His four-alarm chili of a Latina ex-wife has been encouraging him to open a food truck. When the shitake hits the fan at the restaurant, Chef accompanies his ex-wife and their child on a family visit to Miami where her second ex-husband (Chef being the first) stakes him to a run-down food truck. He and his son (along with a sous-chef from the restaurant) make a cross-country trip back to LA, serving up kick-ass Cubano sandwiches every stop they make. The son cooks and texts, tweets and vines the whole way, ensuring hungry crowds wherever they go. By the end, father and son are tight as bagels and lox, he remarries his wife, and the food critic stakes him to opening his own restaurant.
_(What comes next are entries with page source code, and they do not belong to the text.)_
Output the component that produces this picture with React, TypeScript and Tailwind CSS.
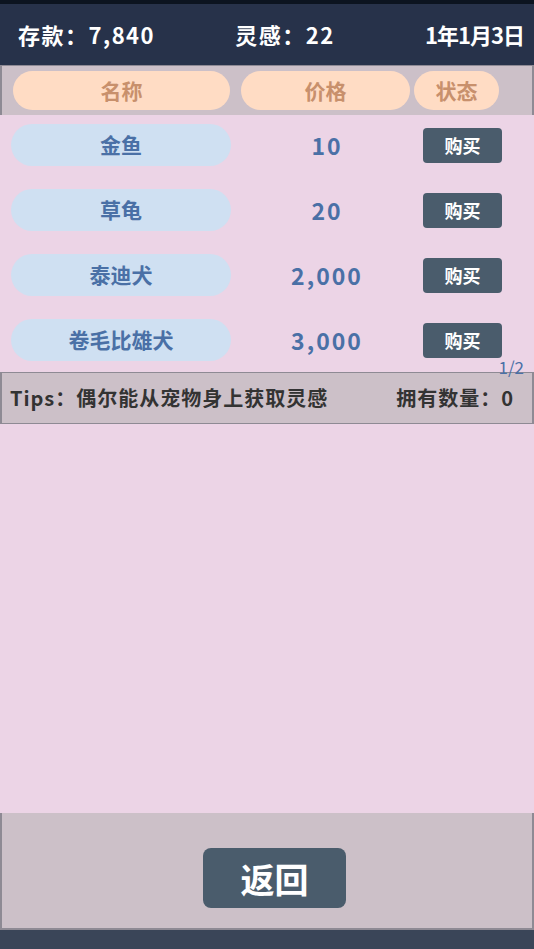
import React from 'react';

const pets = [
  { name: '金鱼', price: '10' },
  { name: '草龟', price: '20' },
  { name: '泰迪犬', price: '2,000' },
  { name: '卷毛比雄犬', price: '3,000' },
];

const font = { fontFamily: '"Noto Sans CJK SC", "Noto Sans", sans-serif' };

export default function App() {
  return (
    <div className="w-[534px] h-[949px] flex flex-col bg-[#ecd4e6] font-bold" style={font}>
      {/* top strip + stats */}
      <div className="h-[4px] bg-[#0c1420]" />
      <div className="h-[61px] bg-[#27324a] flex items-center justify-between pl-[18px] pr-[10px] text-white text-[22px] tracking-[1.5px]">
        <span>存款：7,840</span>
        <span className="mr-[10px]">灵感：22</span>
        <span className="tracking-[-1px]">1年1月3日</span>
      </div>

      {/* column titles */}
      <div className="h-[50px] bg-[#ccc0c8] border-x-2 border-t border-[#8e8a94] flex items-center pl-[11px] text-[#c8906c] text-[21px]">
        <div className="w-[217px] h-[39px] rounded-full bg-[#ffdcc4] flex items-center justify-center">名称</div>
        <div className="w-[169px] h-[39px] ml-[11px] rounded-full bg-[#ffdcc4] flex items-center justify-center">价格</div>
        <div className="w-[85px] h-[39px] ml-[4px] rounded-full bg-[#ffdcc4] flex items-center justify-center">状态</div>
      </div>

      {/* list */}
      <div className="flex flex-col gap-[23px] pt-[9px] pb-[11px] relative">
        {pets.map((p) => (
          <div key={p.name} className="h-[42px] flex items-center pl-[11px]">
            <div className="w-[220px] h-[42px] rounded-full bg-[#cfe0f2] flex items-center justify-center text-[#4a70a6] text-[21px]">
              {p.name}
            </div>
            <div className="w-[192px] h-[42px] flex items-center justify-center text-[#4a70a6] text-[23px] tracking-[2px]">
              {p.price}
            </div>
            <button className="w-[79px] h-[35px] rounded-[4px] bg-[#4a5c6c] text-white text-[18px] flex items-center justify-center">
              购买
            </button>
          </div>
        ))}
        <span className="absolute right-[10px] bottom-[-3px] text-[#4a70a6] text-[17px] font-normal leading-none">1/2</span>
      </div>

      {/* tips */}
      <div className="h-[52px] bg-[#ccc0c8] border-x-2 border-y border-[#8e8a94] flex items-center justify-between pl-[8px] pr-[18px] text-[#333333] text-[20px] tracking-[1px]">
        <span>Tips：偶尔能从宠物身上获取灵感</span>
        <span>拥有数量：0</span>
      </div>

      <div className="flex-1" />

      {/* bottom */}
      <div className="h-[117px] bg-[#ccc0c8] border-x-2 border-b-2 border-[#8e8a94] flex items-start justify-center pt-[35px] pl-[15px]">
        <button className="w-[143px] h-[60px] rounded-[8px] bg-[#4a5c6c] text-white text-[34px] flex items-center justify-center">
          返回
        </button>
      </div>
      <div className="h-[19px] bg-[#3a4558]" />
    </div>
  );
}
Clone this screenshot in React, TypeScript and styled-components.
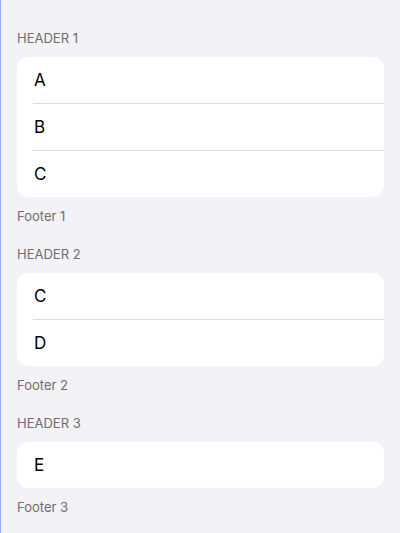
import styled, { createGlobalStyle } from 'styled-components';

const GlobalStyle = createGlobalStyle`
  html, body {
    margin: 0;
    padding: 0;
    background: #f2f2f7;
  }
  body {
    font-family: Inter, "Noto Sans", sans-serif;
    -webkit-font-smoothing: antialiased;
  }
`;

const Page = styled.div`
  min-height: 533px;
  box-sizing: border-box;
  border-left: 1px solid #8fb4f4;
  padding: 30px 16px 20px 16px;
  display: flex;
  flex-direction: column;
  gap: 22px;
`;

const Section = styled.section`
  display: flex;
  flex-direction: column;
  gap: 11px;
`;

const Caption = styled.div<{ $upper?: boolean }>`
  font-size: 13px;
  line-height: 16px;
  color: #6d6d72;
  text-transform: ${(p) => (p.$upper ? 'uppercase' : 'none')};
`;

const Card = styled.div`
  background: #ffffff;
  border-radius: 11px;
  overflow: hidden;
`;

const Row = styled.div`
  position: relative;
  height: 46px;
  display: flex;
  align-items: center;
  padding-left: 17px;
  font-size: 17px;
  color: #000000;

  & + & {
    border-top: 1px solid #dcdce0;
    margin-left: 16px;
    padding-left: 1px;
  }
`;

interface ListSectionProps {
  header: string;
  footer: string;
  items: string[];
}

function ListSection({ header, footer, items }: ListSectionProps) {
  return (
    <Section>
      <Caption $upper>{header}</Caption>
      <Card>
        {items.map((item, i) => (
          <Row key={i}>{item}</Row>
        ))}
      </Card>
      <Caption>{footer}</Caption>
    </Section>
  );
}

export default function App() {
  return (
    <>
      <GlobalStyle />
      <Page>
        <ListSection header="Header 1" footer="Footer 1" items={['A', 'B', 'C']} />
        <ListSection header="Header 2" footer="Footer 2" items={['C', 'D']} />
        <ListSection header="Header 3" footer="Footer 3" items={['E']} />
      </Page>
    </>
  );
}
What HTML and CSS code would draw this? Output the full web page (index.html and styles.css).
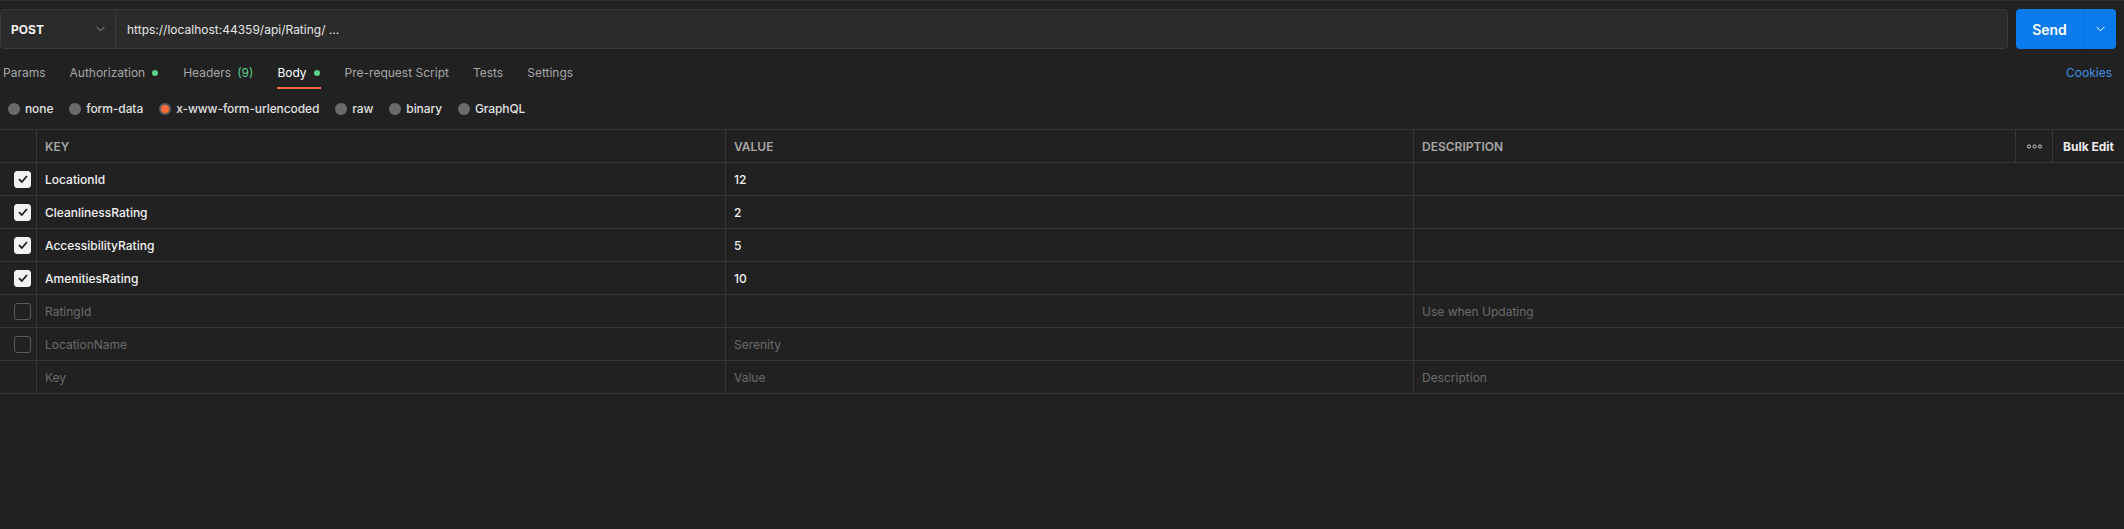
FILE: index.html
```html
<!DOCTYPE html>
<html>
<head>
<meta charset="utf-8">
<link rel="stylesheet" href="styles.css">
</head>
<body>
<div class="app">
  <div class="request-bar">
    <div class="url-group">
      <div class="method">
        <span class="method-name">POST</span>
        <svg class="chev" width="9" height="6" viewBox="0 0 9 6"><path d="M0.5 0.8 L4.5 4.8 L8.5 0.8" fill="none" stroke="#9a9a9a" stroke-width="1"/></svg>
      </div>
      <div class="url">https://localhost:44359/api/Rating/ ...</div>
    </div>
    <div class="send">
      <span class="send-label">Send</span>
      <span class="send-drop"><svg width="9" height="6" viewBox="0 0 9 6"><path d="M0.5 0.8 L4.5 4.8 L8.5 0.8" fill="none" stroke="#ffffff" stroke-width="1"/></svg></span>
    </div>
  </div>

  <div class="tabs-row">
    <div class="tabs">
      <span class="tab">Params</span>
      <span class="tab">Authorization<i class="dot"></i></span>
      <span class="tab">Headers<span class="count">(9)</span></span>
      <span class="tab active">Body<i class="dot"></i></span>
      <span class="tab">Pre-request Script</span>
      <span class="tab">Tests</span>
      <span class="tab">Settings</span>
    </div>
    <span class="cookies">Cookies</span>
  </div>

  <div class="body-types">
    <span class="opt"><i class="radio"></i>none</span>
    <span class="opt"><i class="radio"></i>form-data</span>
    <span class="opt"><i class="radio on"></i>x-www-form-urlencoded</span>
    <span class="opt"><i class="radio"></i>raw</span>
    <span class="opt"><i class="radio"></i>binary</span>
    <span class="opt"><i class="radio"></i>GraphQL</span>
  </div>

  <div class="kv-table">
    <div class="row head">
      <div class="cell chk"></div>
      <div class="cell">KEY</div>
      <div class="cell">VALUE</div>
      <div class="cell desc-head">
        <span class="desc-title">DESCRIPTION</span>
        <span class="more"><svg width="15" height="5" viewBox="0 0 15 5"><circle cx="2" cy="2.5" r="1.6" fill="none" stroke="#d0d0d0" stroke-width="1"/><circle cx="7.5" cy="2.5" r="1.6" fill="none" stroke="#d0d0d0" stroke-width="1"/><circle cx="13" cy="2.5" r="1.6" fill="none" stroke="#d0d0d0" stroke-width="1"/></svg></span>
        <span class="bulk">Bulk Edit</span>
      </div>
    </div>
    <div class="row">
      <div class="cell chk"><span class="box checked"><svg width="10" height="8" viewBox="0 0 10 8"><path d="M1 4.2 L3.8 7 L9 1" fill="none" stroke="#212121" stroke-width="1.8"/></svg></span></div>
      <div class="cell">LocationId</div>
      <div class="cell">12</div>
      <div class="cell"></div>
    </div>
    <div class="row">
      <div class="cell chk"><span class="box checked"><svg width="10" height="8" viewBox="0 0 10 8"><path d="M1 4.2 L3.8 7 L9 1" fill="none" stroke="#212121" stroke-width="1.8"/></svg></span></div>
      <div class="cell">CleanlinessRating</div>
      <div class="cell">2</div>
      <div class="cell"></div>
    </div>
    <div class="row">
      <div class="cell chk"><span class="box checked"><svg width="10" height="8" viewBox="0 0 10 8"><path d="M1 4.2 L3.8 7 L9 1" fill="none" stroke="#212121" stroke-width="1.8"/></svg></span></div>
      <div class="cell">AccessibilityRating</div>
      <div class="cell">5</div>
      <div class="cell"></div>
    </div>
    <div class="row">
      <div class="cell chk"><span class="box checked"><svg width="10" height="8" viewBox="0 0 10 8"><path d="M1 4.2 L3.8 7 L9 1" fill="none" stroke="#212121" stroke-width="1.8"/></svg></span></div>
      <div class="cell">AmenitiesRating</div>
      <div class="cell">10</div>
      <div class="cell"></div>
    </div>
    <div class="row off">
      <div class="cell chk"><span class="box"></span></div>
      <div class="cell">RatingId</div>
      <div class="cell"></div>
      <div class="cell">Use when Updating</div>
    </div>
    <div class="row off">
      <div class="cell chk"><span class="box"></span></div>
      <div class="cell">LocationName</div>
      <div class="cell">Serenity</div>
      <div class="cell"></div>
    </div>
    <div class="row off">
      <div class="cell chk"></div>
      <div class="cell">Key</div>
      <div class="cell">Value</div>
      <div class="cell">Description</div>
    </div>
  </div>
</div>
</body>
</html>
```

FILE: styles.css
```css
html, body {
  margin: 0;
  padding: 0;
  background: #212121;
}
body {
  font-family: Inter, "Noto Sans", sans-serif;
  font-size: 12px;
  color: #ededed;
  height: 529px;
  overflow: hidden;
}
.app {
  border-top: 1px solid #2c2c2c;
}

/* request bar */
.request-bar {
  display: flex;
  align-items: stretch;
  padding: 8px 8px 0 0;
  gap: 8px;
}
.url-group {
  flex: 1;
  display: flex;
  height: 38px;
  background: #2b2b2b;
  border: 1px solid #3a3a3a;
  border-radius: 4px;
}
.method {
  width: 94px;
  padding: 0 10px;
  border-right: 1px solid #3a3a3a;
  display: flex;
  align-items: center;
  justify-content: space-between;
}
.method-name {
  font-weight: 700;
  font-size: 12px;
  color: #f2f2f2;
}
.chev { display: block; }
.url {
  display: flex;
  align-items: center;
  padding-left: 11px;
  color: #e6e6e6;
}
.send {
  width: 100px;
  height: 40px;
  display: flex;
  background: #097bed;
  border-radius: 4px;
}
.send-label {
  width: 67px;
  display: flex;
  align-items: center;
  justify-content: center;
  font-weight: 600;
  font-size: 14px;
  color: #ffffff;
  border-right: 1px solid #0a6ed4;
}
.send-drop {
  flex: 1;
  display: flex;
  align-items: center;
  justify-content: center;
}
.send-drop svg { display: block; }

/* tabs */
.tabs-row {
  display: flex;
  justify-content: space-between;
  padding: 0 12px 0 3px;
}
.tabs {
  display: flex;
  gap: 24px;
}
.tab {
  display: flex;
  align-items: center;
  padding: 16px 0 6px;
  line-height: 16px;
  color: #a6a6a6;
  border-bottom: 2px solid transparent;
  white-space: pre;
}
.tab.active {
  color: #ffffff;
  border-bottom-color: #ff6c37;
}
.count {
  color: #5cd08e;
  margin-left: 6px;
}
.dot {
  width: 6px;
  height: 6px;
  border-radius: 50%;
  background: #5cd08e;
  margin-left: 7px;
  margin-right: 1px;
}
.cookies {
  padding-top: 16px;
  line-height: 16px;
  color: #3f90e0;
}

/* body type radios */
.body-types {
  display: flex;
  gap: 16px;
  padding: 12px 0 12px 8px;
}
.opt {
  display: flex;
  align-items: center;
  line-height: 16px;
  color: #e0e0e0;
  font-weight: 500;
  letter-spacing: -0.1px;
}
.radio {
  width: 12px;
  height: 12px;
  border-radius: 50%;
  background: #6b6b6b;
  margin-right: 5px;
  box-sizing: border-box;
}
.radio.on {
  background: #ff6c37;
  border: 2.5px solid #5e5e5e;
}

/* table */
.kv-table {
  border-top: 1px solid #363636;
}
.row {
  display: grid;
  grid-template-columns: 37px 689px 688px 1fr;
  height: 33px;
  border-bottom: 1px solid #363636;
  box-sizing: border-box;
}
.cell {
  display: flex;
  align-items: center;
  padding: 0 8px;
  border-right: 1px solid #363636;
  color: #f2f2f2;
  font-weight: 500;
  min-width: 0;
}
.cell:last-child { border-right: none; }
.head .cell {
  color: #a6a6a6;
  font-weight: 600;
}
.off .cell { color: #6b6b6b; font-weight: 400; }
.cell.chk {
  padding: 0 0 0 14px;
}
.box {
  width: 17px;
  height: 17px;
  box-sizing: border-box;
  border: 1px solid #5c5c5c;
  border-radius: 3px;
  display: flex;
  align-items: center;
  justify-content: center;
}
.box.checked {
  background: #f2f2f2;
  border-color: #f2f2f2;
}
.box svg { display: block; }
.desc-head {
  padding-right: 0;
  align-items: stretch;
}
.desc-title {
  flex: 1;
  display: flex;
  align-items: center;
}
.more {
  width: 36px;
  border-left: 1px solid #363636;
  display: flex;
  align-items: center;
  justify-content: center;
}
.more svg { display: block; }
.bulk {
  width: 61px;
  border-left: 1px solid #363636;
  display: flex;
  align-items: center;
  padding-left: 10px;
  color: #ededed;
  font-weight: 700;
}
```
I kept waiting for the rug to be pulled out from under me. I kept waiting for that air-tight never-to-be- compromised plot device where the hero is held back from achieving his goal, where he faces huge conflict and betrayals, where he loses big before learning the ultimate lesson. But there were none. Chef never falters or screws up. His son never cuts off a finger with the set of knives his dad buys him; the department of health never cites them for infractions; his former co-worker remains an integral part of the team, never once trying to wrestle away his success.
What also never happens is that social services doesn’t bring the dad up on child abuse charges for employing a minor and/or sequestering him in an unwholesome and potentially dangerous fire-hazard environment. This is where Douthat’s essay comes into play. Douthat wrote about the increasing way parenting (as we once knew it) is coming under fire. Parents have been brought up on neglect charges for letting their kids walk home at dusk, for leaving an 11-year-old in a car while dashing in to pick up a quart of milk, and most outrageous, police were called when someone saw a five- and seven-year-old run across a parking lot alone. Their parents didn’t know; the parking lot was near the kids’ houses. Really. Someone called the police.
I guess this is what I loved best about Chef: a father and son have an adventure replete with sharp knives, hot flames, serving food to strangers, driving long distances without bathroom stops (this definitely wouldn’t have worked with a daughter), making friends and rebuilding their relationship mile after mile. And no one says Boo.
I say Yay. And even if I’ve spoiled the movie, go see it. Even spoiled, Chef will leave a great taste in your heart.